De Albanezen reageerden op de onderdrukking door zich onder hun pacifistische leider Ibrahim Rugova ondergronds te organiseren: ze stichtten een illegale samenleving, die niets meer te maken had met de ?bovengrondse' (door de Serviërs
geleide) samenleving: ze zetten een eigen regering, parlement, universiteit, eigen scholen, eigen ondergrondse ziekenhuizen en zelfs een eigen systeem van sociale zorg op, dit alles gefinancierd met een eigen belastingsysteem en financiële hulp van de Kosovaren die in het buitenland werken.
Tegelijkertijd werden pogingen ondernomen de internationale gemeenschap opmerkzaam te maken op de onderdrukking. Maar de internationale gemeenschap had geen belangstelling: de desintegratie van het oude Joegoslavië had geleid tot bloedige oorlogen in Kroatië en daarna Bosnië. Voor Kosovo was geen tijd, ook al kon iedereen weten dat de Albanezen hun vreedzaam verzet tegen de Serviërs
op een kwade dag zouden opgeven: Kosovo was een kruitvat dat jarenlang lag te wachten op een vonk. Maar niemand die ernaar keek.
Kruitvat ontploft
Kijken deed men pas in 1997. Toen radicaliseerde een deel van de Albanese bevolking, die aanvoerde dat acht jaar van vreedzaam verzet geen enkel resultaat en geen enkele verbetering had opgeleverd. De radicalen stichtten het Kosovo Bevrijdingsleger (UÇK), dat brak met het pacifisme van Rugova en dat de wapens opnamen tegen de onderdrukker. Aanslagen op Serviërs
en op collaborerende Albanezen volgden.
Meer dan speldeprikken waren die UÇK-acties niet. Maar in februari vond Belgrado dat de maat vol was: het kwam tot een groot militair offensief, bedoeld om het UÇK voor eens en voor altijd uit te schakelen.
Het kruitvat ontplofte: het offensief tegen het guerrillalegertje van het UÇK werd uitgevoerd met het in Kroatië en Bosnië beproefde middel van de ?etnische zuivering'. Dorpen werden in de as gelegd, tienduizenden Albanezen werden op de vlucht gedreven, hele gebieden werden door grof geweld ontvolkt.
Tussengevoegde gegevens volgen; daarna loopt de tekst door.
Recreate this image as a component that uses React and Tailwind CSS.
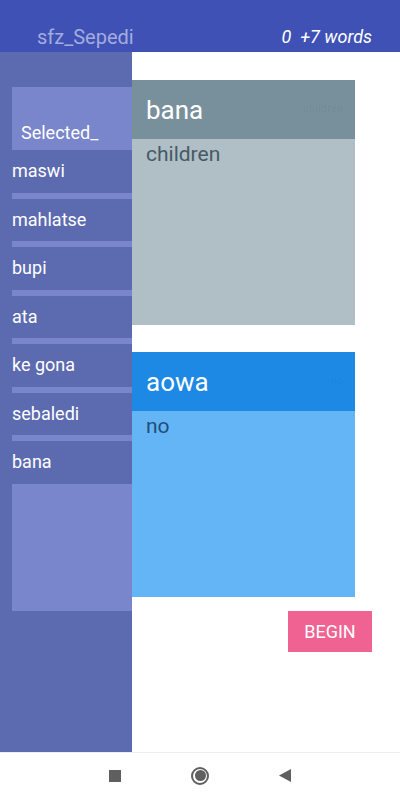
import React from 'react';

const words = ['maswi', 'mahlatse', 'bupi', 'ata', 'ke gona', 'sebaledi', 'bana'];

const Card = ({ title, meaning, head, body, text }) => (
    <div className="w-[223px]">
        <div className={`h-[59px] ${head} flex items-center justify-between pl-[14px] pr-[12px]`}>
            <span className="text-white text-[26px] leading-none">{title}</span>
            <span className="text-[11px] text-black/[0.04] font-bold">{meaning}</span>
        </div>
        <div className={`h-[186px] ${body} pl-[14px] pt-[3px]`}>
            <span className={`text-[21px] leading-[24px] ${text}`}>{meaning}</span>
        </div>
    </div>
);

const App = () => {
    return (
        <div className="w-[400px] h-[800px] flex flex-col bg-white overflow-hidden" style={{ fontFamily: 'Roboto, "Liberation Sans", sans-serif' }}>
            <div className="h-[52px] bg-[#3f51b5] flex items-end justify-between pb-[3px] pl-[37px] pr-[28px] shrink-0">
                <span className="text-[#a3acdf] text-[20px] leading-[24px]">sfz_Sepedi</span>
                <span className="text-white italic text-[18px] leading-[24px]">0&nbsp;&nbsp;+7 words</span>
            </div>

            <div className="flex flex-row h-[700px]">
                <div className="w-[132px] bg-[#5c6bb0] pl-[12px] pt-[35px] shrink-0">
                    <div className="h-[63px] bg-[#7986cb] flex items-end pl-[9px] pb-[8px]">
                        <span className="text-white text-[18px] leading-none">Selected_</span>
                    </div>
                    {words.map((w, i) => (
                        <div key={w}>
                            <div className="h-[42.5px] flex items-center">
                                <span className="text-white text-[18px] leading-none">{w}</span>
                            </div>
                            {i < words.length - 1 && <div className="h-[6px] bg-[#7986cb]" />}
                        </div>
                    ))}
                    <div className="h-[127px] bg-[#7986cb]" />
                </div>

                <div className="flex-1 flex flex-col pt-[28px]">
                    <Card title="bana" meaning="children" head="bg-[#78909c]" body="bg-[#b0bec5]" text="text-[#455a64]" />
                    <div className="h-[27px]" />
                    <Card title="aowa" meaning="no" head="bg-[#1e88e5]" body="bg-[#64b5f6]" text="text-[#1f4e79]" />
                    <div className="flex justify-end pr-[28px] pt-[14px]">
                        <button className="w-[84px] h-[41px] bg-[#f06292] text-white text-[18px] leading-none">BEGIN</button>
                    </div>
                </div>
            </div>

            <div className="h-[48px] border-t border-[#eeeeee] bg-white flex items-center justify-center gap-[70px] pb-[2px]">
                <div className="w-[12px] h-[12px] bg-[#5f5f5f]" />
                <div className="w-[18px] h-[18px] rounded-full border-[2px] border-[#5f5f5f] flex items-center justify-center">
                    <div className="w-[11px] h-[11px] rounded-full bg-[#5f5f5f]" />
                </div>
                <svg width="12" height="13" viewBox="0 0 12 13">
                    <polygon points="12,0 12,13 0,6.5" fill="#5f5f5f" />
                </svg>
            </div>
        </div>
    );
};

export default App;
Binnen een jaar vielen tweeduizend doden en raakte een kwart van de totale bevolking van twee miljoen zielen dakloos. Wéér een onbedoeld gevolg: het wrede geweld radicaliseerde de Albanezen, die nu, anders dan in het verleden, onafhankelijkheid gingen eisen en zich met duizenden tegelijk bij het UÇK aansloten. Militair was en bleef het UÇK tegen de tot de tanden gewapende Servische troepen machteloos, maar het werd wel een factor die ook politiek niet langer meer kon worden genegeerd.
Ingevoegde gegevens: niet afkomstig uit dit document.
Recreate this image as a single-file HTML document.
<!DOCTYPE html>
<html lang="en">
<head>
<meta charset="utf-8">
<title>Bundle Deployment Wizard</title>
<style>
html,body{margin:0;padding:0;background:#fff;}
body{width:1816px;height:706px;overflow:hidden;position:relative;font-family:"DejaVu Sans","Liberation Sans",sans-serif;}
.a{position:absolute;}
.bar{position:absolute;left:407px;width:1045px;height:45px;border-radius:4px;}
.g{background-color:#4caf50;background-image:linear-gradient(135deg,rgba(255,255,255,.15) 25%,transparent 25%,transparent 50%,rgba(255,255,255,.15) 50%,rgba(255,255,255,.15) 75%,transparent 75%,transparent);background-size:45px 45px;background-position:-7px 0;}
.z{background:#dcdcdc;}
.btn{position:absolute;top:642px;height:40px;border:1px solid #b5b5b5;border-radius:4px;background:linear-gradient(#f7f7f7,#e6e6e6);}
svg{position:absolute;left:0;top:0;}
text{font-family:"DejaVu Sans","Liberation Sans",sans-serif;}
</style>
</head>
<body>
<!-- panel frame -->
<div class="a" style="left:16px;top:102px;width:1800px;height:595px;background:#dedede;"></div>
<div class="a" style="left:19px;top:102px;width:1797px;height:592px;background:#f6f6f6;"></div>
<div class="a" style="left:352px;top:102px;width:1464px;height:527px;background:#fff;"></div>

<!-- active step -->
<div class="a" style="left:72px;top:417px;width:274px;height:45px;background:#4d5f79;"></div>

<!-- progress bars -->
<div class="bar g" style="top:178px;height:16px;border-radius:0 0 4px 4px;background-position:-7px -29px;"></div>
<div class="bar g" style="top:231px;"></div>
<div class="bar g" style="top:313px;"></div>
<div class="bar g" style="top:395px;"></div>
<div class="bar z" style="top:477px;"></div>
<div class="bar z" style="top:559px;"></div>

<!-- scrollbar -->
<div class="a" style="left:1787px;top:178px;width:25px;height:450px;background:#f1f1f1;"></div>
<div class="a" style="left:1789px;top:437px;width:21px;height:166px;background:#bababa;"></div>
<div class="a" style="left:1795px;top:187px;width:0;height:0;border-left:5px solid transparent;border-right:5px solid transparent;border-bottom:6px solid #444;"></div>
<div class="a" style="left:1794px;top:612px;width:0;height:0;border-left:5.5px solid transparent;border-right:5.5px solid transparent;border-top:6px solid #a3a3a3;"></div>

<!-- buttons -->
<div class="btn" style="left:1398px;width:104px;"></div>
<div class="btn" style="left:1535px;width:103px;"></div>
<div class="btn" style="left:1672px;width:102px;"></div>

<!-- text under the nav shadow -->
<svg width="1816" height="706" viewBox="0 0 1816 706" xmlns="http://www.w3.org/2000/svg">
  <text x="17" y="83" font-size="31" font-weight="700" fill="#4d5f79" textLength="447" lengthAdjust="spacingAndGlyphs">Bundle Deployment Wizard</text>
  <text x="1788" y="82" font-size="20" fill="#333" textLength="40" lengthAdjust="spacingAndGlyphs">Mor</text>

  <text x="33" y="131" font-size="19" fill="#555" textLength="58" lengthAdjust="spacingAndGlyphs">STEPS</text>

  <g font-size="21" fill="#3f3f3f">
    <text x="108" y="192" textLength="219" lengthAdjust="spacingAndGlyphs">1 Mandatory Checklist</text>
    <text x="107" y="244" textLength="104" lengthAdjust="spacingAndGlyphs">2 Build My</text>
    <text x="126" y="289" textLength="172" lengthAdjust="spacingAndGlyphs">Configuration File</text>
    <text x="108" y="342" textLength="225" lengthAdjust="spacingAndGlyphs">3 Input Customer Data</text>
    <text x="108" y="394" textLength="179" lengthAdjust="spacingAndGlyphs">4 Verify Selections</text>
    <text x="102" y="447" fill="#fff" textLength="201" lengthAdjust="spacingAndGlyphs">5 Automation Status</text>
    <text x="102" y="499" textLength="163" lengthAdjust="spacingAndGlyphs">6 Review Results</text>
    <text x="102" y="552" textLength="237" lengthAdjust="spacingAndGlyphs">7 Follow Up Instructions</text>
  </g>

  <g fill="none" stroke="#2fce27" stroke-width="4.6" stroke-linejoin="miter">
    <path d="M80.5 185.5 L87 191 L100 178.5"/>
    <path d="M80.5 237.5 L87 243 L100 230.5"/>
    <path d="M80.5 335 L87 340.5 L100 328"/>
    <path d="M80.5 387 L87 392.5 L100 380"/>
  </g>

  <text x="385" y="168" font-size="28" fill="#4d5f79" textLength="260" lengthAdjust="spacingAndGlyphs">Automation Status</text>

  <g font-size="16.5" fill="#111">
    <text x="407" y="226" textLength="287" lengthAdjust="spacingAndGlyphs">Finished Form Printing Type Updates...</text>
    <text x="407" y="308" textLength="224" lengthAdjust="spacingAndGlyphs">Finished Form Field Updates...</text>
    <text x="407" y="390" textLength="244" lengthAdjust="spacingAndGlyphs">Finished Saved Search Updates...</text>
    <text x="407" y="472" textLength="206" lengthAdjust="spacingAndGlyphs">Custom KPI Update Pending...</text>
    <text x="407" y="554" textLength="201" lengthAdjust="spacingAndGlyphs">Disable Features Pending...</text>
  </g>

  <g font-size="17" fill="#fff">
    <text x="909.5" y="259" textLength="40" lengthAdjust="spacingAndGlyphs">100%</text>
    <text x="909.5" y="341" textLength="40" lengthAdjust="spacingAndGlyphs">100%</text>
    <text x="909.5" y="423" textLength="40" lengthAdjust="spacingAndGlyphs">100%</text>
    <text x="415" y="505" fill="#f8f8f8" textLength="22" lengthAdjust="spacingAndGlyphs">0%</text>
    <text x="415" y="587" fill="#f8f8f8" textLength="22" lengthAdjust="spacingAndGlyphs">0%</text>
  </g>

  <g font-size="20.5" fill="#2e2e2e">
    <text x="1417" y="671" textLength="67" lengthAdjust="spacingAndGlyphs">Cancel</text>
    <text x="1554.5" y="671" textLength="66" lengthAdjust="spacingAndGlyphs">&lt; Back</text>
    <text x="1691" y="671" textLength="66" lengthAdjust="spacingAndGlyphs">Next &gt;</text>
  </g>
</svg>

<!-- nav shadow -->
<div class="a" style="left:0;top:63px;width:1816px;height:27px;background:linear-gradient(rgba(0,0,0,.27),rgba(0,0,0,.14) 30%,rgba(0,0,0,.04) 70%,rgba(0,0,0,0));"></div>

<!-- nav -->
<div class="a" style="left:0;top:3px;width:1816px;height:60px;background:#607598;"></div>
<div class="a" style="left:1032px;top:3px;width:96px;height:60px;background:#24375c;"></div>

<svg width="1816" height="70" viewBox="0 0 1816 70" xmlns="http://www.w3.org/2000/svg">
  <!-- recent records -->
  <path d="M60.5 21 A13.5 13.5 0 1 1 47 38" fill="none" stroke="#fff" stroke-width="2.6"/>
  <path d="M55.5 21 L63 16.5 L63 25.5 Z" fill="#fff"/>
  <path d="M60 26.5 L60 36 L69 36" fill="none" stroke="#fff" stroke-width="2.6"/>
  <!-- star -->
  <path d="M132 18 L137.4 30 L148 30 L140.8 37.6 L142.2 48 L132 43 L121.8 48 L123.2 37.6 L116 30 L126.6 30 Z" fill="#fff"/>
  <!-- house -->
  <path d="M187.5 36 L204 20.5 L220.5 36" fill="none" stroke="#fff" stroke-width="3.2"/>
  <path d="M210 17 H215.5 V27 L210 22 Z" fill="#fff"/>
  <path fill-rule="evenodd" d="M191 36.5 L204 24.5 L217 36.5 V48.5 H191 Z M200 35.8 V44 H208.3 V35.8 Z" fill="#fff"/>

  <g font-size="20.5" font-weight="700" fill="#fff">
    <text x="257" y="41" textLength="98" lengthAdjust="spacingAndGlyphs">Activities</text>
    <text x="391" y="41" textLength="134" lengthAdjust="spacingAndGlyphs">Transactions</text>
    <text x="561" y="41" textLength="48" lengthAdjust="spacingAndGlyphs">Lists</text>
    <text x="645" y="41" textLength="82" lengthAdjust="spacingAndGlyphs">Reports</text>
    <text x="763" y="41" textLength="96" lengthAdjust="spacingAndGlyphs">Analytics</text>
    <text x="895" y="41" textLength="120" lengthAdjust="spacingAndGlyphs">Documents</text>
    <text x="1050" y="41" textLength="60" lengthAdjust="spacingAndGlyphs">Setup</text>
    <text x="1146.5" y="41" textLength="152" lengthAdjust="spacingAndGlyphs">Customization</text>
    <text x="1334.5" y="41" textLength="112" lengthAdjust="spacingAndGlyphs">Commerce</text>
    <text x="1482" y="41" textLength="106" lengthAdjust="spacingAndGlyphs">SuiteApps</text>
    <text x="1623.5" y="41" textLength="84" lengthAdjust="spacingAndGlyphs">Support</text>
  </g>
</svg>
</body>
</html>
Na al die jaren van passiviteit ontwaakte de internationale gemeenschap. Zware druk op Belgrado leidde in oktober 1998 nog tot een akkoord, dat evenwel prompt door de Serviërs
werd geschonden. Het resultaat was de Kosovo-conferentie in Rambouillet in februari 1999, waarop de Albanezen en de Serviërs
een plan kregen voorgeschoteld. Kosovo zou voor een interim-periode van drie jaar zelfbestuur krijgen (inclusief eigen bestuur, eigen politie en eigen rechtspraak), maar niet de onafhankelijkheid die de Albanezen - vooral onder invloed van het UÇK - eisten. Op de uitvoering van het plan moest worden toegezien door een NAVO-vredesmacht.
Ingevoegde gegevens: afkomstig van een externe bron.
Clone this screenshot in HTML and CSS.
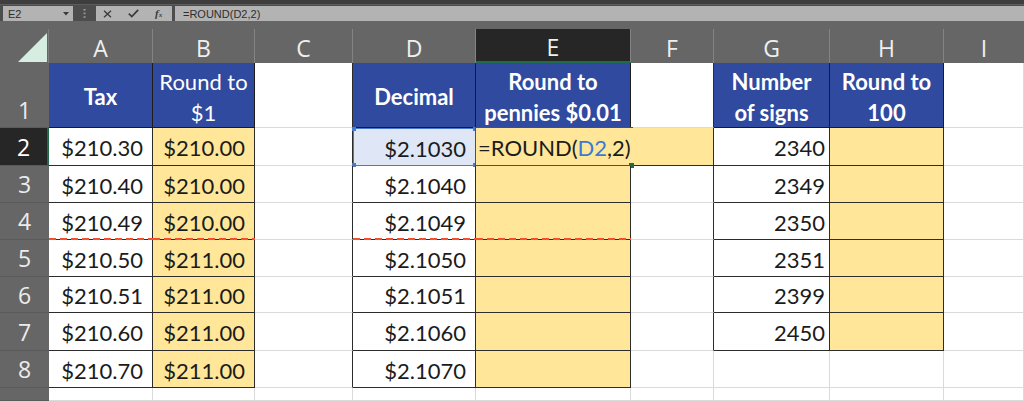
FILE: index.html
```html
<!DOCTYPE html>
<html>
<head>
<meta charset="utf-8">
<link rel="stylesheet" href="styles.css">
</head>
<body>
<div class="fbar">
  <div class="namebox"><span>E2</span>
    <svg class="dd" width="6" height="4" viewBox="0 0 6 4"><polygon points="0,0 6,0 3,3.5" fill="#3a3a3a"/></svg>
  </div>
  <div class="dots"><svg width="3" height="9" viewBox="0 0 3 9"><rect x="0.5" y="0" width="2" height="1.6" fill="#9a9a9a"/><rect x="0.5" y="3.6" width="2" height="1.6" fill="#9a9a9a"/><rect x="0.5" y="7.2" width="2" height="1.6" fill="#9a9a9a"/></svg></div>
  <div class="btns">
    <svg class="ic" width="9" height="8" viewBox="0 0 9 8"><path d="M1 0.8 L8 7.2 M8 0.8 L1 7.2" stroke="#3a3a3a" stroke-width="1.3" fill="none"/></svg>
    <svg class="ic" width="11" height="9" viewBox="0 0 11 9"><path d="M0.8 4.6 L3.8 7.6 L10.2 0.8" stroke="#3a3a3a" stroke-width="1.7" fill="none"/></svg>
    <span class="fx">f<span class="fxs">x</span></span>
  </div>
  <div class="formula">=ROUND(D2,2)</div>
</div>
<div class="strip"></div>
<div class="sheet">
  <!-- column headers -->
  <div class="corner"><svg width="48" height="34" viewBox="0 0 48 34"><polygon points="18,33 47,4 47,33" fill="#d6eee2"/></svg></div>
  <div class="ch">A</div>
  <div class="ch">B</div>
  <div class="ch">C</div>
  <div class="ch">D</div>
  <div class="ch sel">E</div>
  <div class="ch">F</div>
  <div class="ch">G</div>
  <div class="ch">H</div>
  <div class="ch last">I</div>

  <!-- row 1 -->
  <div class="rh rh1">1</div>
  <div class="c h b">Tax</div>
  <div class="c h">Round to<br>$1</div>
  <div class="c edge"></div>
  <div class="c h b">Decimal</div>
  <div class="c h b">Round to<br>pennies $0.01</div>
  <div class="c edge"></div>
  <div class="c h b">Number<br>of signs</div>
  <div class="c h b">Round to<br>100</div>
  <div class="c"></div>

  <!-- row 2 -->
  <div class="rh sel">2</div>
  <div class="c t num">$210.30</div>
  <div class="c t y num">$210.00</div>
  <div class="c edge"></div>
  <div class="c t num dsel">$2.1030<span class="hd h1"></span><span class="hd h2"></span><span class="hd h3"></span><span class="hd h4"></span></div>
  <div class="c t y edit">=ROUND(<span class="ref">D2</span>,2)<span class="hd gh"></span></div>
  <div class="c t num g">2340</div>
  <div class="c t y"></div>
  <div class="c"></div>

  <!-- row 3 -->
  <div class="rh">3</div>
  <div class="c t num">$210.40</div>
  <div class="c t y num">$210.00</div>
  <div class="c edge"></div>
  <div class="c t num">$2.1040</div>
  <div class="c t y"></div>
  <div class="c edge"></div>
  <div class="c t num g">2349</div>
  <div class="c t y"></div>
  <div class="c"></div>

  <!-- row 4 -->
  <div class="rh">4</div>
  <div class="c t num cut">$210.49</div>
  <div class="c t y num cut">$210.00</div>
  <div class="c edge"></div>
  <div class="c t num cut">$2.1049</div>
  <div class="c t y cut"></div>
  <div class="c edge"></div>
  <div class="c t num g">2350</div>
  <div class="c t y"></div>
  <div class="c"></div>

  <!-- row 5 -->
  <div class="rh">5</div>
  <div class="c t num">$210.50</div>
  <div class="c t y num">$211.00</div>
  <div class="c edge"></div>
  <div class="c t num">$2.1050</div>
  <div class="c t y"></div>
  <div class="c edge"></div>
  <div class="c t num g">2351</div>
  <div class="c t y"></div>
  <div class="c"></div>

  <!-- row 6 -->
  <div class="rh">6</div>
  <div class="c t num">$210.51</div>
  <div class="c t y num">$211.00</div>
  <div class="c edge"></div>
  <div class="c t num">$2.1051</div>
  <div class="c t y"></div>
  <div class="c edge"></div>
  <div class="c t num g">2399</div>
  <div class="c t y"></div>
  <div class="c"></div>

  <!-- row 7 -->
  <div class="rh">7</div>
  <div class="c t num">$210.60</div>
  <div class="c t y num">$211.00</div>
  <div class="c edge"></div>
  <div class="c t num">$2.1060</div>
  <div class="c t y"></div>
  <div class="c edge"></div>
  <div class="c t num g">2450</div>
  <div class="c t y"></div>
  <div class="c"></div>

  <!-- row 8 -->
  <div class="rh">8</div>
  <div class="c t num">$210.70</div>
  <div class="c t y num">$211.00</div>
  <div class="c edge"></div>
  <div class="c t num">$2.1070</div>
  <div class="c t y"></div>
  <div class="c"></div>
  <div class="c"></div>
  <div class="c"></div>
  <div class="c"></div>

  <!-- row 9 (partially visible) -->
  <div class="rh"></div>
  <div class="c"></div>
  <div class="c"></div>
  <div class="c"></div>
  <div class="c"></div>
  <div class="c"></div>
  <div class="c"></div>
  <div class="c"></div>
  <div class="c"></div>
  <div class="c"></div>
</div>
</body>
</html>
```
FILE: styles.css
```css
* { box-sizing: border-box; }
body {
  margin: 0;
  width: 1024px;
  height: 401px;
  overflow: hidden;
  background: #ffffff;
  font-family: "Lato", "Liberation Sans", sans-serif;
}

/* formula bar */
.fbar {
  height: 21px;
  display: flex;
  align-items: flex-end;
  background: linear-gradient(#3e3e3e 0 4px, #5c5c5c 4px 5px, #4d4d4d 5px);
  font-family: "Liberation Sans", Arial, sans-serif;
  font-size: 11px;
  color: #2e2e2e;
}
.namebox {
  margin-left: 3px;
  width: 70px;
  height: 15px;
  background: #b3b3b3;
  display: flex;
  align-items: center;
  justify-content: space-between;
  padding: 0 4px 0 5px;
}
.dd { display: block; }
.dots {
  width: 23px;
  height: 15px;
  display: flex;
  align-items: center;
  justify-content: center;
}
.dots svg { display: block; }
.btns {
  width: 76px;
  height: 15px;
  background: #b3b3b3;
  display: flex;
  align-items: center;
  padding-left: 7px;
  gap: 16px;
}
.ic { display: block; }
.fx {
  font-family: "Liberation Serif", serif;
  font-style: italic;
  font-weight: bold;
  font-size: 11px;
  color: #3a3a3a;
  line-height: 1;
}
.fxs { font-size: 7px; }
.formula {
  margin-left: 3px;
  flex: 1;
  height: 15px;
  background: #b3b3b3;
  display: flex;
  align-items: center;
  padding-left: 8px;
}

.strip {
  height: 8px;
  background: #666666;
}

/* sheet grid */
.sheet {
  display: grid;
  grid-template-columns: 49px 104px 102px 98px 123px 155px 83px 116px 114px 80px;
  grid-template-rows: 34px 65px 38px 37px 37px 37px 36px 38px 37px 13px;
}

.corner {
  background: #666666;
  border-right: 1px solid #7e7e7e;
}
.corner svg { display: block; }

.ch {
  background: #666666;
  color: #efefef;
  font-family: "Open Sans", "Noto Sans", sans-serif;
  font-size: 23px;
  display: flex;
  align-items: center;
  justify-content: center;
  border-right: 1px solid #838383;
  padding-top: 4px;
}
.ch.last { border-right: none; }
.ch.sel {
  background: #262626;
  border-bottom: 2px solid #1f6b4a;
}

.rh {
  background: #666666;
  color: #ececec;
  font-family: "Open Sans", "Noto Sans", sans-serif;
  font-size: 23px;
  display: flex;
  align-items: center;
  justify-content: center;
  border-bottom: 1px solid #5a5a5a;
  overflow: hidden;
}
.rh1 {
  align-items: flex-end;
  padding-bottom: 1px;
}
.rh.sel {
  background: #262626;
  color: #ffffff;
  border-right: 2px solid #1f6b4a;
}

.c {
  position: relative;
  border-right: 1px solid #dadada;
  border-bottom: 1px solid #dadada;
  color: #1b1b1b;
  font-size: 22px;
  display: flex;
  align-items: center;
  white-space: nowrap;
}
.edge { border-right-color: #2c2c2c; }

.h {
  background: #2f4a9e;
  color: #ffffff;
  border-right-color: #1c1c1c;
  border-bottom-color: #1c1c1c;
  justify-content: center;
  text-align: center;
  line-height: 31px;
  padding-top: 3px;
}
.b { font-weight: bold; }

.t {
  border-right-color: #2c2c2c;
  border-bottom-color: #2c2c2c;
}
.y { background: #ffe699; }
.num {
  justify-content: flex-end;
  padding-right: 9px;
  padding-top: 2px;
}
.num.g { padding-right: 4px; }

.cut::after {
  content: "";
  position: absolute;
  left: 0;
  right: -1px;
  bottom: -1px;
  height: 2px;
  background: repeating-linear-gradient(90deg, #f4502f 0 7px, transparent 7px 11px);
}

.dsel {
  background: #dfe7f6;
  border: 1px solid #4a78cc;
}
.hd {
  position: absolute;
  width: 4px;
  height: 4px;
  background: #4a78cc;
}
.h1 { left: -2px; top: -2px; }
.h2 { right: -2px; top: -2px; }
.h3 { left: -2px; bottom: -2px; }
.h4 { right: -2px; bottom: -2px; }

.edit {
  grid-column: span 2;
  padding-left: 2px;
  padding-top: 2px;
  border-right-color: #2c2c2c;
}
.edit::before {
  content: "";
  position: absolute;
  left: -1px;
  top: -1px;
  width: 157px;
  bottom: -1px;
  border: 1.5px solid #1e6b44;
  border-right: none;
}
.ref { color: #3b7ad6; }
.gh {
  left: 153px;
  bottom: -3px;
  width: 5px;
  height: 5px;
  background: #1e6b44;
}
```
De Kosovaren tekenden het plan in maart 1999, op de vervolgconferentie in Parijs. Maar de Serviërs
bleven weigeren: een NAVO-troepenmacht in Kosovo konden ze niet accepteren, ook niet op straffe van luchtaanvallen van de NAVO. En die kwamen dan ook, eind maart, na een mislukte 'ultieme poging' van de Amerikaanse gezant Richard Holbrooke.